I’ve got eyewitness confirmation from South Bank that the hooligan in the gray hoodie was knocked out by that step stool just seconds after this clip ends. Typical Fred, grinning and having a good time skating through the dark side.

Bonus Bonus Bonus Fred:
Listen to Tim O’Connor‘s commentary of Freddy’s Mosaic part. If you find Tim funny, then this is pretty funny. If you don’t find Tim funny, then this is most definitely not funny.

Bonus Bonus Bonus Bonus Fred:
Some more Gall in Ipath’s Summer Preview from 2005. Freddy had finally landed a somewhat steady shoe sponsor at this time in Ipath.
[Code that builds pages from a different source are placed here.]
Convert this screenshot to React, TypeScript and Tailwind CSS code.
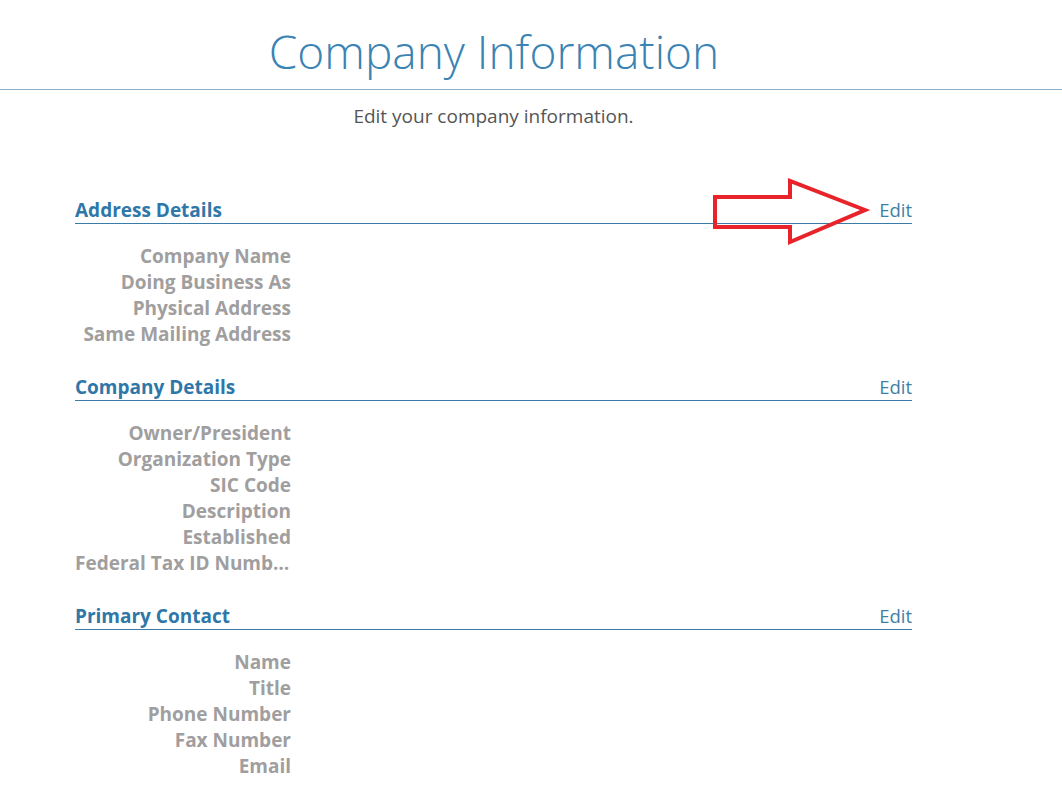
import React from "react";

const sections: { title: string; labels: string[] }[] = [
  { title: "Address Details", labels: ["Company Name", "Doing Business As", "Physical Address", "Same Mailing Address"] },
  { title: "Company Details", labels: ["Owner/President", "Organization Type", "SIC Code", "Description", "Established", "Federal Tax ID Number"] },
  { title: "Primary Contact", labels: ["Name", "Title", "Phone Number", "Fax Number", "Email"] },
];

export default function App() {
  return (
    <div className="relative w-full min-h-[789px] bg-white" style={{ fontFamily: '"Open Sans", "Noto Sans", sans-serif' }}>
      <div className="w-[988px]">
        <h1 className="text-center text-[46px] font-light leading-[60px] pt-[21px] pb-[8px] text-[#3a83b3]">Company Information</h1>
      </div>
      <div className="h-px w-full bg-[#8fb3c9]" />
      <div className="w-[987px]">
        <p className="text-center text-[19px] leading-[26px] mt-[13px] text-[#555555]">Edit your company information.</p>
        <div className="px-[75px] mt-[69px] flex flex-col gap-[28px]">
          {sections.map((s) => (
            <div key={s.title}>
              <div className="flex items-end justify-between border-b border-[#3a7ca8] pb-[1px]">
                <span className="text-[19px] font-bold leading-[24px] text-[#2e77a8]">{s.title}</span>
                <span className="text-[18.5px] leading-[24px] text-[#3f7fa6]">Edit</span>
              </div>
              <div className="mt-[19px] flex flex-col">
                {s.labels.map((l) => (
                  <div key={l} className="w-[216px] truncate text-right text-[19px] font-bold leading-[26px] text-[#a09e9e]">
                    {l}
                  </div>
                ))}
              </div>
            </div>
          ))}
        </div>
      </div>
      <svg className="absolute left-0 top-0 pointer-events-none" width="1062" height="789">
        <path d="M715 197 L790 197 L790 181 L865 210 L790 242 L790 227 L715 227 Z" fill="none" stroke="#e8232a" strokeWidth="4" strokeLinejoin="miter" />
      </svg>
    </div>
  );
}
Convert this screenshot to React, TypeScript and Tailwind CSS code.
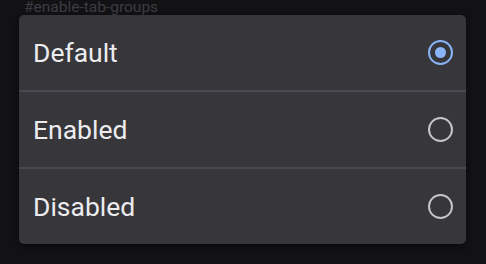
const options = [
  { label: "Default", checked: true },
  { label: "Enabled", checked: false },
  { label: "Disabled", checked: false },
]

const Radio = ({ checked }: { checked: boolean }) =>
  checked ? (
    <div className="size-[25px] rounded-full border-[2.5px] border-[#8ab4f8] flex items-center justify-center">
      <div className="size-[11px] rounded-full bg-[#8ab4f8]" />
    </div>
  ) : (
    <div className="size-[25px] rounded-full border-[2px] border-[#c4c4c8]" />
  )

export default function App() {
  return (
    <div className="w-[486px] h-[264px] overflow-hidden bg-[#121214] font-['Roboto',sans-serif]">
      <div className="h-[15px] pl-[24px] flex flex-col">
        <div className="-mt-[3px] text-[15.5px] leading-[20px] text-[#3d3d41]">#enable-tab-groups</div>
      </div>
      <div className="relative mx-[19px] w-[447px] rounded-[5px] bg-[#37363b] shadow-[0_2px_6px_rgba(0,0,0,0.5)]">
        {options.map((option, i) => (
          <div
            key={option.label}
            className={
              "flex items-center justify-between pl-[14px] pr-[13px] " +
              (i > 0 ? "border-t-2 border-[#4a494f] h-[77px]" : "h-[75px]")
            }
          >
            <span className="text-[26.5px] text-[#ececef]">{option.label}</span>
            <Radio checked={option.checked} />
          </div>
        ))}
      </div>
    </div>
  )
}
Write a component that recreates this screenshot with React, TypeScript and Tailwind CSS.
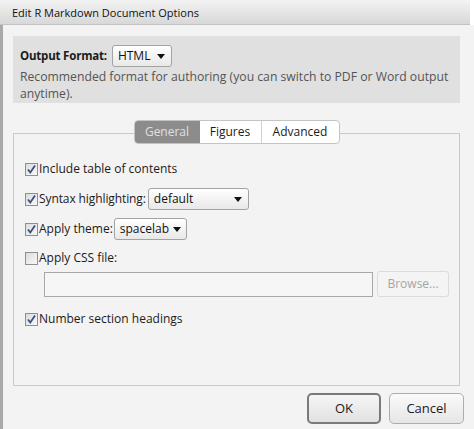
import React from "react";

const font = { fontFamily: '"Open Sans", "Noto Sans", "Liberation Sans", sans-serif' };

function Check({ checked }: { checked: boolean }) {
  return (
    <span className="inline-flex w-[13px] h-[13px] border border-[#8f8f8f] bg-gradient-to-br from-[#dcdcdc] to-[#f8f8f8] items-center justify-center shrink-0">
      {checked && (
        <svg width="11" height="11" viewBox="0 0 11 11">
          <path d="M2 5.5 L4.3 8.5 L9 1.5" stroke="#3b4f87" strokeWidth="1.8" fill="none" />
        </svg>
      )}
    </span>
  );
}

function Drop({ label, w }: { label: string; w: string }) {
  return (
    <div
      className={`${w} h-[22px] flex items-center justify-between pl-[5px] pr-[6px] border border-[#a3a3a3] rounded-[3px] bg-gradient-to-b from-[#ffffff] to-[#e8e8e8] text-[12px] text-[#111]`}
    >
      <span>{label}</span>
      <svg width="8" height="5" viewBox="0 0 8 5" className="shrink-0 ml-[4px]">
        <path d="M0 0 L8 0 L4 5 Z" fill="#111" />
      </svg>
    </div>
  );
}

export default function App() {
  return (
    <div className="w-[474px] h-[429px] flex flex-col bg-white text-[#1b1b1b] text-[12px]" style={font}>
      <div className="h-[25px] w-[470px] flex items-center pl-[12px] pt-[2px] bg-gradient-to-b from-[#f3f3f3] to-[#d8d8d8] border-b border-[#c2c2c2] text-[11px] text-[#111]">
        Edit R Markdown Document Options
      </div>
      <div className="flex-1 flex flex-col bg-[#f3f3f3] border-l-[3px] border-[#a9a9a9] pl-[10px] pr-[12px] pt-[11px]">
        <div className="w-[447px] h-[67px] bg-[#e0e0e0] px-[7px] pt-[9px]">
          <div className="flex items-center gap-[5px]">
            <span className="font-bold text-[11.5px] tracking-[-0.2px]">Output Format:</span>
            <Drop label="HTML" w="w-[60px]" />
          </div>
          <div className="text-[#555] leading-[17px] mt-[1px] text-[12.2px]">
            Recommended format for authoring (you can switch to PDF or Word output anytime).
          </div>
        </div>
        <div className="flex justify-center w-[447px] mt-[17px] relative z-10">
          <div className="flex h-[24px] rounded-[4px] border border-[#c4c4c4] bg-white overflow-hidden">
            <div className="w-[65px] flex items-center justify-center bg-[#8c8c8c] text-[#e0e0e0]">General</div>
            <div className="w-[62px] flex items-center justify-center border-r border-[#d0d0d0]">Figures</div>
            <div className="w-[77px] flex items-center justify-center">Advanced</div>
          </div>
        </div>
        <div className="w-[447px] h-[253px] -mt-[11px] border border-[#c9c9c9] pl-[11px] pr-[10px] pt-[27px] flex flex-col">
          <label className="flex items-center gap-[1px] h-[16px]">
            <Check checked />
            <span>Include table of contents</span>
          </label>
          <div className="flex items-center gap-[2px] mt-[11px] h-[22px]">
            <label className="flex items-center gap-[1px]">
              <Check checked />
              <span className="tracking-[-0.1px]">Syntax highlighting:</span>
            </label>
            <Drop label="default" w="w-[101px]" />
          </div>
          <div className="flex items-center gap-[1px] mt-[8px] h-[22px]">
            <label className="flex items-center gap-[1px]">
              <Check checked />
              <span>Apply theme:</span>
            </label>
            <Drop label="spacelab" w="w-[73px]" />
          </div>
          <label className="flex items-center gap-[1px] mt-[10px] h-[16px]">
            <Check checked={false} />
            <span>Apply CSS file:</span>
          </label>
          <div className="flex items-center gap-[4px] mt-[5px] pl-[19px]">
            <div className="w-[329px] h-[25px] border border-[#a8a8a8] bg-[#f6f6f6]" />
            <div className="w-[72px] h-[26px] flex items-center justify-center border border-[#dcdcdc] rounded-[3px] bg-[#f4f4f4] text-[#a5a5a5]">
              Browse...
            </div>
          </div>
          <label className="flex items-center gap-[1px] mt-[14px] h-[16px]">
            <Check checked />
            <span>Number section headings</span>
          </label>
        </div>
        <div className="flex justify-end gap-[8px] mt-[7px] w-[451px]">
          <div className="w-[74px] h-[31px] flex items-center justify-center rounded-[5px] border-2 border-[#7a7a7a] bg-gradient-to-b from-[#f6f6f6] to-[#e1e1e1] text-[13px]">
            OK
          </div>
          <div className="w-[75px] h-[31px] flex items-center justify-center rounded-[5px] border border-[#adadad] bg-gradient-to-b from-[#fafafa] to-[#e6e6e6] text-[13px]">
            Cancel
          </div>
        </div>
      </div>
    </div>
  );
}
They would eventually release some signature shoes for him, but we’ll get into those another time.

Freddy starts at 0:41

Bonus Bonus Bonus Bonus Bonus Fred:
Lou Metal and our hero Fred have been pretty intertwined throughout this whole adventure, with both ending up just one missed flight away from joining the Real skateboard team together back in the mid-90s. Check out this history of Metal and NJ skating in this local Anchor magazine article.

photo by Ryan Gee

Brian Anderson – Yeah Right! – 2003

Brian Anderson has given us a lot. Starting with an as-yet unsponsored front blunt down Hubba Hideout through two Toy Machine parts, a Sheep Shoes part he somehow failed to reminisce about on the Nine Club, a SOTY, a Transworld Part, that whole first openly gay professional skateboarder (who isn’t a woman) thing, and, most importantly, his part in Girl Skateboards 2003 film Yeah Right.

The skating is just enormous and powerful. Ty Evans hadn’t gone off the deep end with his editing and camera gimmicks yet, the music selection is tops, and Brian hadn’t yet developed his affinity for bonelessing into all his tricks.

That rollercoaster bluntslide after the 3-up-3-down line is my favorite trick in the part.